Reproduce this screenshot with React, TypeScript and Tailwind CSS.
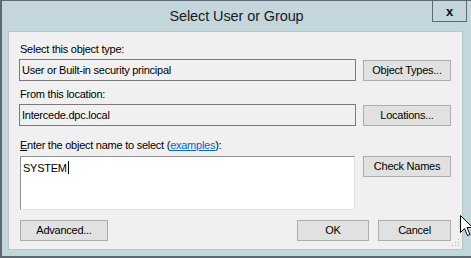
import clsx from 'clsx'

const font = { fontFamily: '"Liberation Sans", Arial, sans-serif' }

const btnClass =
  'flex h-[21px] items-center justify-center border border-[#adadad] bg-[#e1e1e1] text-[11px] leading-[13px] tracking-[-0.25px] text-[#000]'

function Btn({ label, className, primary }: { label: React.ReactNode; className?: string; primary?: boolean }) {
  return (
    <div className={clsx(btnClass, primary && 'border-[#3c7fb1]', className)}>{label}</div>
  )
}

function Label({ children }: { children: React.ReactNode }) {
  return (
    <div className="ml-px h-[13px] text-[11px] leading-[13px] tracking-[-0.25px] text-[#000]">{children}</div>
  )
}

function Pointer() {
  return (
    <svg
      className="pointer-events-none absolute left-[457px] top-[213px]"
      width="14"
      height="23"
      viewBox="0 0 14 23"
    >
      <path
        d="M1.5 1.5 L1.5 18.5 L5.5 14.5 L8.5 21.5 L11 20.5 L8 13.5 L13.5 13.5 Z"
        fill="#fff"
        stroke="#000"
        strokeWidth="1"
        strokeLinejoin="miter"
      />
    </svg>
  )
}

function Grip() {
  const dots = [
    [8, 0],
    [5, 3],
    [8, 3],
    [2, 6],
    [5, 6],
    [8, 6],
  ]
  return (
    <svg className="absolute bottom-[2px] right-[2px]" width="10" height="8" viewBox="0 0 10 8">
      {dots.map(([x, y]) => (
        <rect key={`${x}-${y}`} x={x} y={y} width="1" height="1" fill="#b8b8b8" />
      ))}
    </svg>
  )
}

const fieldClass =
  'h-[22px] w-[337px] border border-[#7a7a7a] bg-[#f0f0f0] pl-[2px] text-[11px] leading-[20px] tracking-[-0.25px]'

export default function App() {
  return (
    <div
      className="relative h-[258px] w-[471px] overflow-hidden border-t border-b-2 border-l-2 border-[#5d6a72] bg-[#c3d6dc]"
      style={font}
    >
      <div className="grid h-[30px] grid-cols-[1fr_auto_1fr]">
        <div />
        <div className="pt-[6px] text-[14.5px] leading-[18px] tracking-[-0.1px] text-[#1b1b1b]">
          Select User or Group
        </div>
        <div className="flex justify-end pr-[4px]">
          <div className="-mt-px flex h-[22px] w-[35px] items-center justify-center border border-[#5d6a72] text-[13px] font-bold leading-none text-[#111]">
            x
          </div>
        </div>
      </div>

      <div className="relative ml-[6px] h-[219px] w-[455px] border border-[#b5c8cf] bg-[#f0f0f0] pl-[10px] pr-[11px] pt-[11px]">
        <Label>Select this object type:</Label>
        <div className="mt-[3px] flex items-start gap-[7px]">
          <div className={fieldClass}>User or Built-in security principal</div>
          <Btn label="Object Types..." className="mt-px w-[88px]" />
        </div>

        <div className="mt-[7px]">
          <Label>From this location:</Label>
        </div>
        <div className="mt-[3px] flex items-start gap-[7px]">
          <div className={fieldClass}>Intercede.dpc.local</div>
          <Btn label="Locations..." className="mt-px w-[88px]" />
        </div>

        <div className="mt-[13px]">
          <Label>
            <span className="underline">E</span>nter the object name to select (
            <span className="text-[#0066cc] underline">examples</span>):
          </Label>
        </div>
        <div className="mt-[4px] flex items-start gap-[8px]">
          <div className="ml-px h-[54px] w-[335px] border border-t-[#8f8f8f] border-l-[#8f8f8f] border-r-[#e3e3e3] border-b-[#e3e3e3] bg-white pl-[2px] pt-[2px] text-[11px] leading-[14px] tracking-[-0.25px]">
            SYSTEM
            <span className="ml-px inline-block h-[13px] w-px translate-y-[2px] bg-black" />
          </div>
          <Btn label="Check Names" className="w-[88px]" />
        </div>

        <div className="mt-[10px] flex items-start">
          <Btn label="Advanced..." className="ml-px w-[88px]" />
          <div className="flex-1" />
          <Btn label="OK" className="w-[72px]" primary />
          <Btn label="Cancel" className="ml-[9px] w-[73px]" />
        </div>
        <Grip />
      </div>
      <Pointer />
    </div>
  )
}
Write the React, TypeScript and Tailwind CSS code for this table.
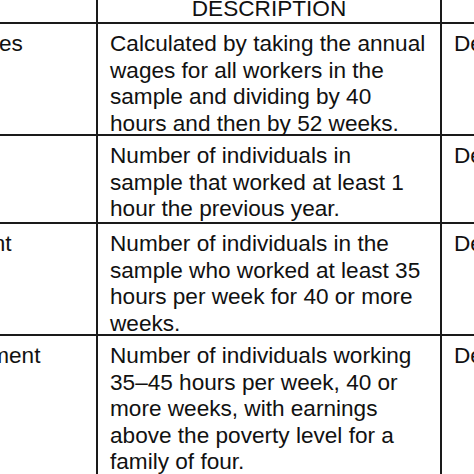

+++

Your task is to repeat the opening line of the entries above and each line after it, ending with the line that has "leading-[13px] tracking-[-0.25px] text-[#000]'". Do not include the pictures.

SOLUTION TO THE EXERCISE:
Reproduce this screenshot with React, TypeScript and Tailwind CSS.
import clsx from 'clsx'

const font = { fontFamily: '"Liberation Sans", Arial, sans-serif' }

const btnClass =
  'flex h-[21px] items-center justify-center border border-[#adadad] bg-[#e1e1e1] text-[11px] leading-[13px] tracking-[-0.25px] text-[#000]'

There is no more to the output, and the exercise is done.